Fifty miles to the west, a third column, its men dressed in civilian clothes, crossed the border in chartered buses. After a stiff fight at the border town of Kikagati, they headed on to Mbarara, where they stormed the garrison of Uganda's 1,000-man Simba Battalion and, aided by some dissidents who switched allegiances, succeeded in driving the loyalist troops outbut only for the moment.
The Ugandans, who had taken their weapons with them, quickly regrouped. Outnumbering the rebels by 5 to 1, they blasted them out of the garrison in less than an hour, reportedly killing most of the insurgents. The invaders in Masaka did not fare much better.
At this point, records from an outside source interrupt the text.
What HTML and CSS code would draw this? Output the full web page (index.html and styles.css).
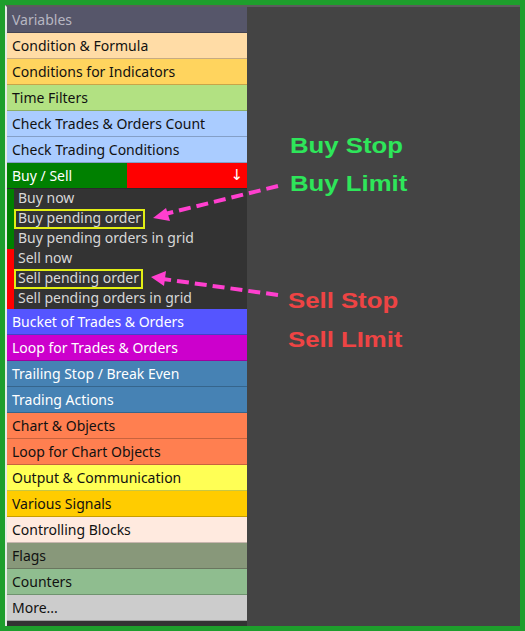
FILE: index.html
```html
<!DOCTYPE html>
<html lang="en">
<head>
  <meta charset="UTF-8">
  <meta name="viewport" content="width=device-width, initial-scale=1.0">
  <title>Blocks</title>
  <link rel="stylesheet" href="styles.css">
</head>
<body>
  <div class="window">
    <div class="panel">
      <div class="row variables">Variables</div>
      <div class="row peach">Condition &amp; Formula</div>
      <div class="row gold">Conditions for Indicators</div>
      <div class="row lime">Time Filters</div>
      <div class="row sky">Check Trades &amp; Orders Count</div>
      <div class="row sky">Check Trading Conditions</div>
      <div class="row buysell">
        <span>Buy / Sell</span>
        <span class="arrow">&#8595;</span>
      </div>
      <div class="submenu">
        <div class="item buy"><span>Buy now</span></div>
        <div class="item buy"><span class="marked">Buy pending order</span></div>
        <div class="item buy"><span>Buy pending orders in grid</span></div>
        <div class="item sell"><span>Sell now</span></div>
        <div class="item sell"><span class="marked">Sell pending order</span></div>
        <div class="item sell"><span>Sell pending orders in grid</span></div>
      </div>
      <div class="row blue">Bucket of Trades &amp; Orders</div>
      <div class="row magenta">Loop for Trades &amp; Orders</div>
      <div class="row steel">Trailing Stop / Break Even</div>
      <div class="row steel">Trading Actions</div>
      <div class="row coral">Chart &amp; Objects</div>
      <div class="row coral">Loop for Chart Objects</div>
      <div class="row yellow">Output &amp; Communication</div>
      <div class="row amber">Various Signals</div>
      <div class="row linen">Controlling Blocks</div>
      <div class="row olive">Flags</div>
      <div class="row sage">Counters</div>
      <div class="row grey">More...</div>
    </div>
  </div>

  <!-- notes drawn over the screenshot -->
  <svg class="overlay" width="525" height="631" viewBox="0 0 525 631">
    <g stroke="#ff3fcf" stroke-width="4" stroke-dasharray="12 6" fill="none">
      <line x1="278" y1="186" x2="165" y2="214"/>
      <line x1="278" y1="295" x2="163" y2="279"/>
    </g>
    <g fill="#ff3fcf">
      <polygon points="153,218 166,208 170,221"/>
      <polygon points="151,277 166,271 164,286"/>
    </g>
  </svg>
  <div class="note green" style="top:135px;left:290px">Buy Stop</div>
  <div class="note green" style="top:173px;left:290px">Buy Limit</div>
  <div class="note red" style="top:290px;left:288px">Sell Stop</div>
  <div class="note red" style="top:329px;left:288px">Sell LImit</div>
</body>
</html>
```

FILE: styles.css
```css
:root {
  --frame: #1e9e2c;
  --canvas: #444444;
  --panel: #333333;
  --pink: #ff3fcf;
}
body {
  margin: 0;
  width: 525px;
  height: 631px;
  position: relative;
  overflow: hidden;
  background-color: var(--frame);
  font-family: 'Noto Sans', 'Open Sans', sans-serif;
  font-size: 14px;
}
.window {
  margin: 5px 0 0 5px;
  width: 513px;
  height: 619px;
  border-top: 2px solid #5c5c5c;
  border-left: 2px solid #e4ece4;
  background-color: var(--canvas);
  display: flex;
}
.panel {
  width: 240px;
  height: 100%;
  background-color: var(--panel);
  display: flex;
  flex-direction: column;
}
.row {
  height: 25px;
  line-height: 25px;
  padding: 0 0 0 5px;
  flex-shrink: 0;
  border-bottom: 1px solid rgba(0, 0, 0, 0.22);
  color: #111111;
  white-space: nowrap;
}
.variables { background-color: #56566a; color: #b6b6c2; }
.peach { background-color: #ffdca6; }
.gold { background-color: #ffd45e; }
.lime { background-color: #b2e182; }
.sky { background-color: #aaccff; }
.blue { background-color: #5555ff; color: #ffffff; }
.magenta { background-color: #cc00cc; color: #ffffff; }
.steel { background-color: #4682b4; color: #ffffff; }
.coral { background-color: #ff7f50; }
.yellow { background-color: #ffff55; }
.amber { background-color: #ffcc00; }
.linen { background-color: #ffeadf; }
.olive { background-color: #88987a; }
.sage { background-color: #8fbd8f; }
.grey { background-color: #cccccc; }

.buysell {
  border-bottom: 1px solid #2a2a2a;
  padding: 0;
  display: grid;
  grid-template-columns: 120px 120px;
  color: #ffffff;
  background: linear-gradient(to right, #008000 120px, #ff0000 120px);
}
.buysell span {
  padding-left: 5px;
}
.buysell .arrow {
  text-align: right;
  padding-right: 4px;
  font-family: 'DejaVu Sans', sans-serif;
  font-size: 15px;
}
.submenu {
  display: flex;
  flex-direction: column;
  height: 120px;
  flex-shrink: 0;
}
.item {
  height: 20px;
  border-left: 7px solid #008000;
  color: #d8d8d8;
  white-space: nowrap;
}
.item.sell {
  border-left-color: #ff0000;
}
.item span {
  display: block;
  width: fit-content;
  height: 20px;
  box-sizing: border-box;
  border: 2px solid transparent;
  padding: 0 2px;
  line-height: 13px;
}
.item span.marked {
  border-color: #e2ef14;
}
.overlay {
  position: absolute;
  top: 0;
  left: 0;
  pointer-events: none;
}
.note {
  position: absolute;
  font-family: 'Liberation Sans', Arial, sans-serif;
  font-weight: bold;
  font-size: 22px;
  line-height: 22px;
  white-space: nowrap;
  transform: scaleX(1.17);
  transform-origin: left center;
}
.note.green { color: #2ee65a; }
.note.red { color: #ee4444; }
```
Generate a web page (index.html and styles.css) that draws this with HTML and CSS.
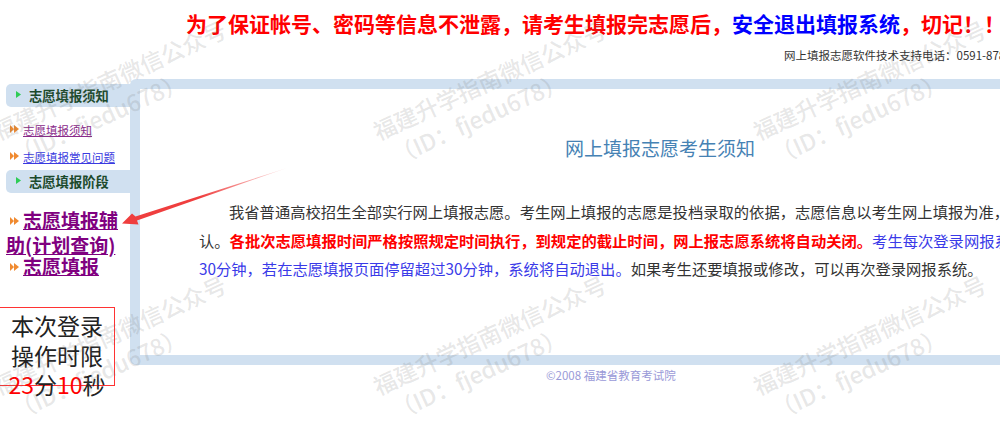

By late afternoon, Amin's armor and air force (which also bombed the Tanzanian city of Bukoba on Lake Victoria, killing ten persons) had forced the militia to retreat to a position a few miles from the border. Thus, within less than 24 hours last week, the exiles' best hopes of ousting Amin had been effectively dashed.
The invasion in retrospect was both futile and foolhardyin effect, an African Bay of Pigs. The pilot of an East African Airways DC-9, for example, was to have dropped a company of paracommandos into the northern Ugandan town of Gulu. Apparently he got lost during the night and was forced to land at the Kilimanjaro Airport. The plane was found the next morning, tires flat, fuel tank empty; the pilot and his troops had disappeared into the bush, unharmed but also unsuccessful. The rebels had also counted on large numbers of soldiers from Uganda's well-armed 12,000-man army joining in the rebellion. They were wrong.
The invasion threatened to touch off a bloodbath in Uganda. It could not only engulf the Asians, who have lived in fear since Amin ordered 50,000 of their number holding British citizenship to leave, but could also revive tribal warfare and turn into a protracted border war with Tanzania as well.